Overall, the high visibility created locally by young people of color through organizing town halls, knocking on doors, throwing block parties and undertaking social-change work contributed to intergenerational shifts at the community level. “What did they accomplish? They reframed the narrative around young people,” insists Sosa.
Programs like “Freedom Summer” introduced young people of color to resistance histories through workshops, movies, primary sources, youth-led research, guest speakers, exposure to city events and volunteer service opportunities. SWYC even sent occasional delegations to indigenous reservations and South Africa to study anti-colonial resistance, and helped build consciousness about the Palestinian struggle against occupation.

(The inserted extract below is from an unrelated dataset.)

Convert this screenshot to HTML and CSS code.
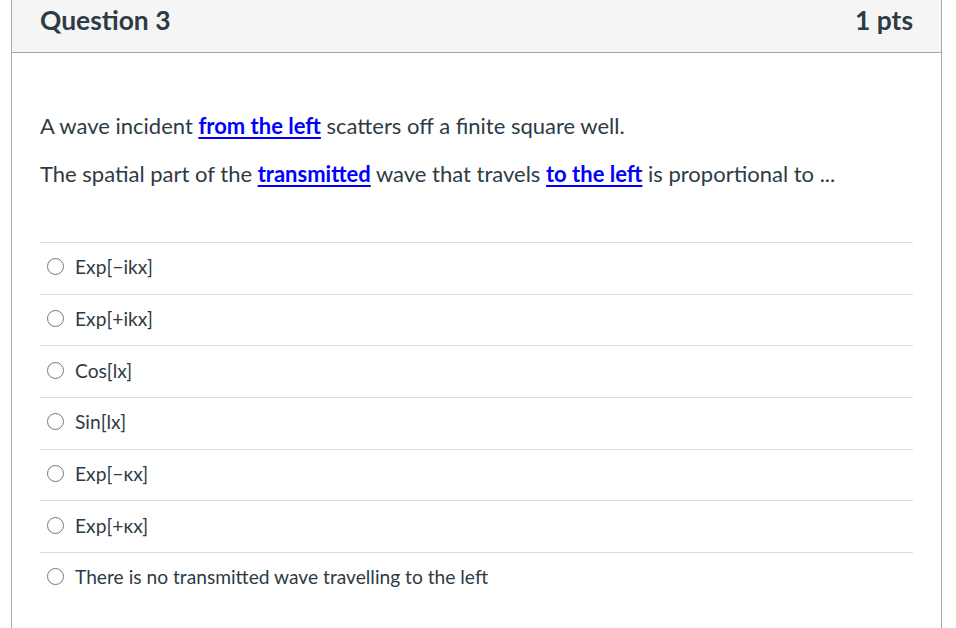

Participating young people were presented with as much information and training as possible, without requiring a specific action step by Peck or Lahoud. Organizers let young people decide the who, the what, and the how they wanted to learn. “We opened up space where young people felt safe, where they could learn and grow without being attacked, and felt like they had ownership.”
SWYC’s youth organizers built relationships with “the unusual suspects of the time,” remembers Peck. “We sought out the athletes, the street artists, the troublemakers, the ones who say no.” Their attitude toward the young people they met was fundamental to SWYC’s organizing success. Peck stresses, “We treated every young person like they were the next Malcolm X, the next Ella Baker, the next Bayard Rustin. We felt like, ‘This kid could change the world.’ And we treated them with that respect and gave them the tools necessary to fight their battles.”
The SWYC model “was phenomenal,” Sosa reflects. By 2012, however, funding shortfalls brought an end to the beloved organization. In its wake, an undeniable and enormous gap in community services formed. While what SWYC was may have ended, the lives changed, the ongoing influence of the leaders they trained, the manuals and instruction of their work and the legacy of their example remains today — for all of us searching for hope in the struggle.